Task description -
Determine which lines of the records include the word "screenshot", and copy them.

Provided data -

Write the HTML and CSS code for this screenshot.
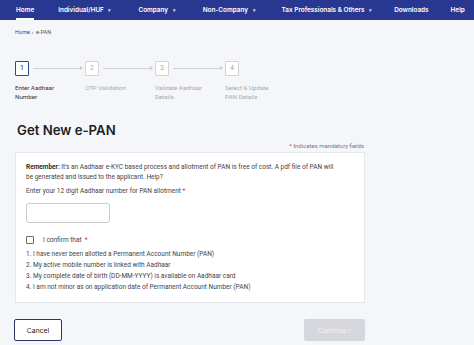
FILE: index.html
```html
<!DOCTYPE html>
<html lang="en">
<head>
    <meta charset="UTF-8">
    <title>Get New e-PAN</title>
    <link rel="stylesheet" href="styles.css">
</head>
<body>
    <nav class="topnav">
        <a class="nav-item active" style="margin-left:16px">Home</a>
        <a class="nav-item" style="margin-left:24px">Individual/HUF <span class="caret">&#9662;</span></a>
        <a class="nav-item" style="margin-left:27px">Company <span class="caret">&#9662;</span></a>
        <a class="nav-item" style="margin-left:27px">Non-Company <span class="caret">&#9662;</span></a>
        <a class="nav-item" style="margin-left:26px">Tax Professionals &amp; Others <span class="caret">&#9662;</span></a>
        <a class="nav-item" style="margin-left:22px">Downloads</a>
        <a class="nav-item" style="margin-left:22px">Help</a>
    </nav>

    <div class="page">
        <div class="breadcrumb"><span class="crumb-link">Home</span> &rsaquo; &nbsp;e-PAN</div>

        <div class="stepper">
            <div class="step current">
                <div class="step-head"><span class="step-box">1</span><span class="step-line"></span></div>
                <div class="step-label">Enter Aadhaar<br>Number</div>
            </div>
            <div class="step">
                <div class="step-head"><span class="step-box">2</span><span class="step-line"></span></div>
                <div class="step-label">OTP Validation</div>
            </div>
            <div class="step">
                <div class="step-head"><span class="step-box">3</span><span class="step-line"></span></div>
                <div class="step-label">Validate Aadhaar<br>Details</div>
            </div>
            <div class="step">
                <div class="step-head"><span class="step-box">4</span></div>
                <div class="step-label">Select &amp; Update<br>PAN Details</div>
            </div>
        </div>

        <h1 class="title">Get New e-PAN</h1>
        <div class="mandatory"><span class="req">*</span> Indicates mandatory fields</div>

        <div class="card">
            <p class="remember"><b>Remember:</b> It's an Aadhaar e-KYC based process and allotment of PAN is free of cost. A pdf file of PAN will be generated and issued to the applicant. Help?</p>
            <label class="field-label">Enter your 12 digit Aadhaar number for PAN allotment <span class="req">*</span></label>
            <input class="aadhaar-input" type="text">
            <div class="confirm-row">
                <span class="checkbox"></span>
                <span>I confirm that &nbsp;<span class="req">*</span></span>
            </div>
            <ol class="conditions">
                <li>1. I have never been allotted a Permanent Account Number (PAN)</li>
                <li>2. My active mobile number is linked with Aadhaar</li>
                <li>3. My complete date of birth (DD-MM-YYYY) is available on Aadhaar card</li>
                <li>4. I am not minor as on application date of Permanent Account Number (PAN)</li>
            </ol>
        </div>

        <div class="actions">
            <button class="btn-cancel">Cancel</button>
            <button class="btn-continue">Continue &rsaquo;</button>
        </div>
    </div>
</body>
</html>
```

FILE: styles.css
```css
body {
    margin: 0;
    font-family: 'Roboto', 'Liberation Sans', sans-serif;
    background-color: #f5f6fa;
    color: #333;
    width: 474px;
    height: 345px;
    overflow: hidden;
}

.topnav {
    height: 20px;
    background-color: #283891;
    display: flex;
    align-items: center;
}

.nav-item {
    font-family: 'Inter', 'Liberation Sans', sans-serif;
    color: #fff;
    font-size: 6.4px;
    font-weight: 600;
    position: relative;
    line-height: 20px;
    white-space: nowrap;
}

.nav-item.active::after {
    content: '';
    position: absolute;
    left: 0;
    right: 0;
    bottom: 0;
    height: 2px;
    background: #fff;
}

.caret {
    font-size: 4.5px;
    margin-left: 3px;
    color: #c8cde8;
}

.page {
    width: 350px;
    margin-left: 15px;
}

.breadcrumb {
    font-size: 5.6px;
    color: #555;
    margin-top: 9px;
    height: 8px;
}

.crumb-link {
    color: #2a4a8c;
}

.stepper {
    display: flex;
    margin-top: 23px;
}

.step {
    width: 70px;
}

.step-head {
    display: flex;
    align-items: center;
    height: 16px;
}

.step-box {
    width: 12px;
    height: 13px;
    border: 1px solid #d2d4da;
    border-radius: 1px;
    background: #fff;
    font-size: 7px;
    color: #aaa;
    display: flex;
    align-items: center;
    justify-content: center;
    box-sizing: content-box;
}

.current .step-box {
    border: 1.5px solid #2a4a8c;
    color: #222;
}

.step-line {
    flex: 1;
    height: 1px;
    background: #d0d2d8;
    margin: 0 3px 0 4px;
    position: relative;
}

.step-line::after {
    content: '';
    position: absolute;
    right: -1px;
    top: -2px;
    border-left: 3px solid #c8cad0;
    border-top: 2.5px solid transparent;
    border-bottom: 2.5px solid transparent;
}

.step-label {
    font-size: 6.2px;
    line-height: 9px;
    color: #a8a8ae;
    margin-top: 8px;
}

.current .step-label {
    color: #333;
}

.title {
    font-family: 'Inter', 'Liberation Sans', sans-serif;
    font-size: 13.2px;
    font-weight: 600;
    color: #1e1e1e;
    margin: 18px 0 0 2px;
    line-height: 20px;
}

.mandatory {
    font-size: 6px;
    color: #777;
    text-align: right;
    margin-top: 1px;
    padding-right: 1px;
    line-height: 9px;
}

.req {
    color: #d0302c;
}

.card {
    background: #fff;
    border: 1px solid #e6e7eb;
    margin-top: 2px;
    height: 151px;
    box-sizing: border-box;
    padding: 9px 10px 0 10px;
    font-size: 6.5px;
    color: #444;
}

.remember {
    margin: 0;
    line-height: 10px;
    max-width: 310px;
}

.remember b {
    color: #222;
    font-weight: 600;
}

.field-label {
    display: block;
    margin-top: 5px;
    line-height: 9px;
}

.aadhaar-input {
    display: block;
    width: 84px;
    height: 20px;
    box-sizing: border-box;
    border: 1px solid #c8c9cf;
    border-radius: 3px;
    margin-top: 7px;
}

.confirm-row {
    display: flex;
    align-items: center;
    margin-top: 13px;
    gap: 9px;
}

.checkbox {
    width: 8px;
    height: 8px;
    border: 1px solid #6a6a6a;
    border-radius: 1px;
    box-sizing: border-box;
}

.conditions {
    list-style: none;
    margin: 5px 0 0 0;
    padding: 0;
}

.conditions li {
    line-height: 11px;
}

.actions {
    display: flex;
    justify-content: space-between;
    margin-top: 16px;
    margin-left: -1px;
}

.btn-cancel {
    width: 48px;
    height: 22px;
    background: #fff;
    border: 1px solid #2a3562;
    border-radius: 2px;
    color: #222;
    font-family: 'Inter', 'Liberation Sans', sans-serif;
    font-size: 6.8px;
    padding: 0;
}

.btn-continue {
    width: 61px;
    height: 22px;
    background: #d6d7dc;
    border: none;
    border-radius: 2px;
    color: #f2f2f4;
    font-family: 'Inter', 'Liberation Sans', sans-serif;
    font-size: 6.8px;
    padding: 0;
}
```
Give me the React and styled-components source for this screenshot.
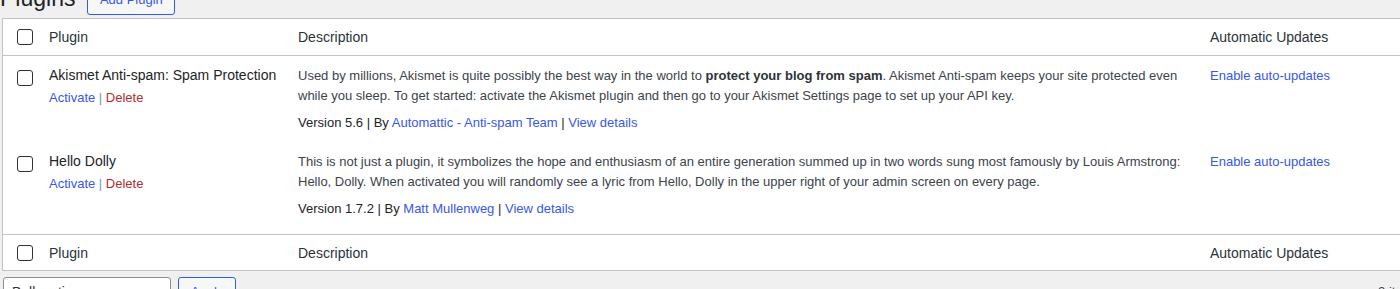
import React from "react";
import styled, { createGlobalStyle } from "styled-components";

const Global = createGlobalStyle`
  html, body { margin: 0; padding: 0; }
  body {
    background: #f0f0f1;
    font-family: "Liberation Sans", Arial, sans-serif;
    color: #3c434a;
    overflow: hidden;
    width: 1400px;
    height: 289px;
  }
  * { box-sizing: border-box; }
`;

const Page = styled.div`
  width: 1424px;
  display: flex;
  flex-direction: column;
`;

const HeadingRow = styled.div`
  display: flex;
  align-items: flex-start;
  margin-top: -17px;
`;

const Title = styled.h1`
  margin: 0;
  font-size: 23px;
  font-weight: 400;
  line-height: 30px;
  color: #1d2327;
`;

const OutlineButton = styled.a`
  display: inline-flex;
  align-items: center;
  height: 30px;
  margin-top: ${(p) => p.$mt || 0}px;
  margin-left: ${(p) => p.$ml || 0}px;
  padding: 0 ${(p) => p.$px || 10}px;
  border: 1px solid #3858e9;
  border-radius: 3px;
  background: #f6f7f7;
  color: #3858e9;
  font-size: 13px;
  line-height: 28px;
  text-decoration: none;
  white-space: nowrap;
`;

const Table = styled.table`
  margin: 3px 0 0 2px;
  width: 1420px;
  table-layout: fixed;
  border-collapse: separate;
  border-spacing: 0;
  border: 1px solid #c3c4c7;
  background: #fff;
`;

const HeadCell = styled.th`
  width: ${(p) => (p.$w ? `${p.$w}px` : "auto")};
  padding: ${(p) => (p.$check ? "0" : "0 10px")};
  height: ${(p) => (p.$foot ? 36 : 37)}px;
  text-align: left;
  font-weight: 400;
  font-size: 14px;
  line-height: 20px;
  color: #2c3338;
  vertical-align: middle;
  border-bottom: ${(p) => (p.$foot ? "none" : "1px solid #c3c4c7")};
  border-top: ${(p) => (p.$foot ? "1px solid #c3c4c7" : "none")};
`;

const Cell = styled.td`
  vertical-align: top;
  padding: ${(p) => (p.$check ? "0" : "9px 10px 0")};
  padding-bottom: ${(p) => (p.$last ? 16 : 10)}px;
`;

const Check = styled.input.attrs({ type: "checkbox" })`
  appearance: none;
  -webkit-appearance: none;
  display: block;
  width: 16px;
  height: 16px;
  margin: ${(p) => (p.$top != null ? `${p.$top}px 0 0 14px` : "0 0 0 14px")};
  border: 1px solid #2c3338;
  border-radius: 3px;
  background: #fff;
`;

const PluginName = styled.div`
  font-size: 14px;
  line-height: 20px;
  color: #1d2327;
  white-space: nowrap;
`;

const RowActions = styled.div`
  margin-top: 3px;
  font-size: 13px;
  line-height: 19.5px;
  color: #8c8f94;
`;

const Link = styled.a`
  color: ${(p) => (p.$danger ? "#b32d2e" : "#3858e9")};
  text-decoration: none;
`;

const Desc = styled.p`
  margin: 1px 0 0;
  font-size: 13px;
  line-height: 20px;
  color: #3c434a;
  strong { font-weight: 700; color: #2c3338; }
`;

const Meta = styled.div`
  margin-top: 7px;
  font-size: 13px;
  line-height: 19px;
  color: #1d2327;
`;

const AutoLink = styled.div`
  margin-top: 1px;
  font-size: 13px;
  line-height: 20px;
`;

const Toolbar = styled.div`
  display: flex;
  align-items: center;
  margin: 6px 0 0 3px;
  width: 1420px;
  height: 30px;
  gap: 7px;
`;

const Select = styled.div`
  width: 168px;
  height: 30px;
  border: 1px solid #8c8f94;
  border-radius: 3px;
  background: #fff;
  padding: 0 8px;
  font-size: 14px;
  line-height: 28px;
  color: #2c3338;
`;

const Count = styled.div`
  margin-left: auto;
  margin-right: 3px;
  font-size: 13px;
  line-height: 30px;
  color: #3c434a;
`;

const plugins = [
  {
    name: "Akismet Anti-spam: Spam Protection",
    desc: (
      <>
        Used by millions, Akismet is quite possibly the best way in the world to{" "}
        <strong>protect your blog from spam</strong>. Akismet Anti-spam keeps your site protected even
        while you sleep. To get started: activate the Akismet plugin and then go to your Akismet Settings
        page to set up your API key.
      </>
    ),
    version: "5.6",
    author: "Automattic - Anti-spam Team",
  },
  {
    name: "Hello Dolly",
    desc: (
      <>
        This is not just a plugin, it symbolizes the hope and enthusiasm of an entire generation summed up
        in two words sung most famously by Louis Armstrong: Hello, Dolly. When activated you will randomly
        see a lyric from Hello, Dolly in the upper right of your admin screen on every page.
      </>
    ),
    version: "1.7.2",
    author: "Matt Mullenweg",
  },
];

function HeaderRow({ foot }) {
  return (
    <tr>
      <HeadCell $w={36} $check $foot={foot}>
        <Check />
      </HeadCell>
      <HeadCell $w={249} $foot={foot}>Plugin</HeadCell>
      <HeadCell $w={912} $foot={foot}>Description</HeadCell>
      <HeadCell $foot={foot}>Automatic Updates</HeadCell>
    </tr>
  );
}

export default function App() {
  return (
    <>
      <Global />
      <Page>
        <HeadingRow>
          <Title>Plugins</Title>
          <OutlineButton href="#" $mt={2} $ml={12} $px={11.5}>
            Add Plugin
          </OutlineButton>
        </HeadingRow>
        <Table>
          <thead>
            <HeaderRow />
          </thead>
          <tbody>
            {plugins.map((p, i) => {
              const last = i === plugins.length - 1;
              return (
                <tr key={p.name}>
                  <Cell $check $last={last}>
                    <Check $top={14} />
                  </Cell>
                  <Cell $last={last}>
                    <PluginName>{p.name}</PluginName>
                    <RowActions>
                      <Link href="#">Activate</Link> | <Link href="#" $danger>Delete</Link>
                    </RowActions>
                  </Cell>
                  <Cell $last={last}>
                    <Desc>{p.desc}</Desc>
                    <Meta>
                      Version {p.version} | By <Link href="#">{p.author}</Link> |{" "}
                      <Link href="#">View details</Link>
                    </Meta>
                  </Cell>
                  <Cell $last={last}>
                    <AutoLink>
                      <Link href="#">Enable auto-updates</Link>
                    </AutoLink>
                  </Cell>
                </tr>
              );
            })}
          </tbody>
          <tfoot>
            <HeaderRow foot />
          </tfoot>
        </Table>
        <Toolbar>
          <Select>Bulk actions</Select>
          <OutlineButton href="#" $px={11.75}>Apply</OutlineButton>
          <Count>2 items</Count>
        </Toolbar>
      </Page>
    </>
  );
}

Output below -
Write the HTML and CSS code for this screenshot.
Give me the React and styled-components source for this screenshot.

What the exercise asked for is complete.